The odds of a March rate cut have ebbed significantly in recent days, falling below 50% on Friday. Fed officials, including Daly, have pushed back against market expectations of imminent and deep rate reductions this year.

Atlanta Fed President Raphael Bostic, while open to changing his outlook, still anticipates the first rate cut won’t be until the third quarter.

“I’d be open to changing that outlook and my view about when we need to start cutting rates,” Bostic said in an interview on Fox Business on Friday. But he added that he wants “to make sure that we are well on our way to 2% before we move off of our restrictive stance.”

Policymakers’ quarterly projections from December implied three interest-rate cuts in 2024 — or some 75 basis points of cuts.

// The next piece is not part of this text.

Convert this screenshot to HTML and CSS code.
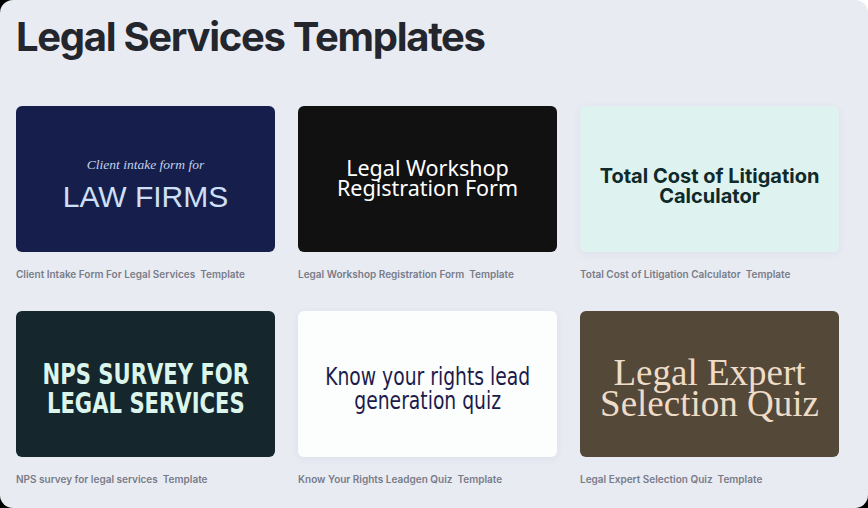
FILE: index.html
```html
<!DOCTYPE html>
<html>
<head>
<meta charset="utf-8">
<link rel="stylesheet" href="styles.css">
</head>
<body>
<main class="page">
  <h1 class="title">Legal Services Templates</h1>
  <section class="grid">
    <article class="item">
      <div class="card card-law">
        <div class="law-sub">Client intake form for</div>
        <div class="law-main">LAW FIRMS</div>
      </div>
      <p class="caption">Client Intake Form For Legal Services&nbsp; Template</p>
    </article>
    <article class="item">
      <div class="card card-workshop">
        <div class="workshop-text">Legal Workshop<br>Registration Form</div>
      </div>
      <p class="caption">Legal Workshop Registration Form&nbsp; Template</p>
    </article>
    <article class="item">
      <div class="card card-cost">
        <div class="cost-text">Total Cost of Litigation<br>Calculator</div>
      </div>
      <p class="caption">Total Cost of Litigation Calculator&nbsp; Template</p>
    </article>
    <article class="item">
      <div class="card card-nps">
        <div class="nps-text">NPS SURVEY FOR<br>LEGAL SERVICES</div>
      </div>
      <p class="caption">NPS survey for legal services&nbsp; Template</p>
    </article>
    <article class="item">
      <div class="card card-rights">
        <div class="rights-text">Know your rights lead<br>generation quiz</div>
      </div>
      <p class="caption">Know Your Rights Leadgen Quiz&nbsp; Template</p>
    </article>
    <article class="item">
      <div class="card card-expert">
        <div class="expert-text">Legal Expert<br>Selection Quiz</div>
      </div>
      <p class="caption">Legal Expert Selection Quiz&nbsp; Template</p>
    </article>
  </section>
</main>
</body>
</html>
```
FILE: styles.css
```css
html, body {
  margin: 0;
  padding: 0;
  height: 100%;
}
body {
  background: #000 linear-gradient(#fff, #fff) no-repeat top right / 16px 16px;
  font-family: Inter, "Liberation Sans", sans-serif;
}
.page {
  box-sizing: border-box;
  height: 508px;
  background: #e9ebf3;
  border-radius: 13px;
  padding: 13px 16px 0 16px;
  overflow: hidden;
}
.title {
  margin: 0;
  font-family: Inter, "Liberation Sans", sans-serif;
  font-size: 40px;
  line-height: 48px;
  font-weight: 700;
  letter-spacing: -1.3px;
  color: #24262d;
}
.grid {
  margin-top: 45px;
  display: grid;
  grid-template-columns: repeat(3, 259px);
  column-gap: 23px;
  row-gap: 30px;
}
.item {
  display: flex;
  flex-direction: column;
}
.card {
  height: 146px;
  border-radius: 6px;
  display: flex;
  flex-direction: column;
  align-items: center;
  justify-content: center;
  text-align: center;
}
.caption {
  margin: 15px 0 0 0;
  font-size: 10px;
  line-height: 14px;
  font-weight: 600;
  letter-spacing: 0;
  color: #787c88;
  white-space: nowrap;
}
.card-law {
  background: #161f4c;
  color: #cfe0f6;
}
.law-sub {
  font-family: "Liberation Serif", serif;
  font-style: italic;
  font-size: 13.5px;
  line-height: 16px;
  color: #c2d1ea;
  margin-top: 12px;
}
.law-main {
  font-family: "Liberation Sans", sans-serif;
  font-size: 30px;
  line-height: 35px;
  margin-top: 6px;
}
.card-workshop {
  background: #111112;
  color: #ffffff;
}
.workshop-text {
  font-family: "Noto Sans", sans-serif;
  font-size: 21.5px;
  line-height: 20px;
  font-weight: 400;
  margin-top: -2px;
}
.card-cost {
  background: #def3ef;
  color: #10292a;
  box-shadow: 0 2px 8px rgba(40, 60, 90, 0.06);
}
.cost-text {
  font-family: Inter, "Liberation Sans", sans-serif;
  font-weight: 700;
  font-size: 20px;
  line-height: 20px;
  margin-top: 13px;
}
.card-nps {
  background: #15272c;
  color: #dcf5ec;
}
.nps-text {
  font-family: "DejaVu Sans", sans-serif;
  font-weight: 700;
  font-size: 28px;
  line-height: 29px;
  transform: scaleX(0.755);
  white-space: nowrap;
  margin-top: 10px;
}
.card-rights {
  background: #fcfefd;
  color: #1d1b4b;
  box-shadow: 0 2px 8px rgba(40, 60, 90, 0.06);
}
.rights-text {
  font-family: "DejaVu Sans", sans-serif;
  font-size: 25px;
  line-height: 24px;
  transform: scaleX(0.75);
  white-space: nowrap;
  margin-top: 9px;
}
.card-expert {
  background: #544838;
  color: #efdcc8;
}
.expert-text {
  font-family: "Liberation Serif", serif;
  font-size: 37px;
  line-height: 31px;
  margin-top: 8px;
}
```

Of course, much depends on what inflation data show over the coming weeks. That includes next week, when the Fed’s preferred inflation gauges for December will be released.

“If we continue to make surprising progress faster than was forecast on inflation, then we have to take that into account in determining the level of restrictiveness,” Chicago Fed President Austan Goolsbee said Friday in an interview on CNBC. As inflation comes down, “we would clearly be evaluating the responsiveness.”

While Goolsbee didn’t comment directly on the timing of the central bank’s first rate cut, he suggested that if price pressures ease faster than anticipated, policymakers can lower borrowing costs to ensure that real interest rates — adjusted for inflation — don’t keep rising.

“It’s fundamentally about the data and what will enable us to become less restricted is if we have clear evidence that we’re on a path to get to the 2% target,” Goolsbee said.

The policymakers spoke just hours before the Fed’s traditional pre-meeting communications blackout period. The central bank is expected to keep rates unchanged again when they convene Jan. 30-31.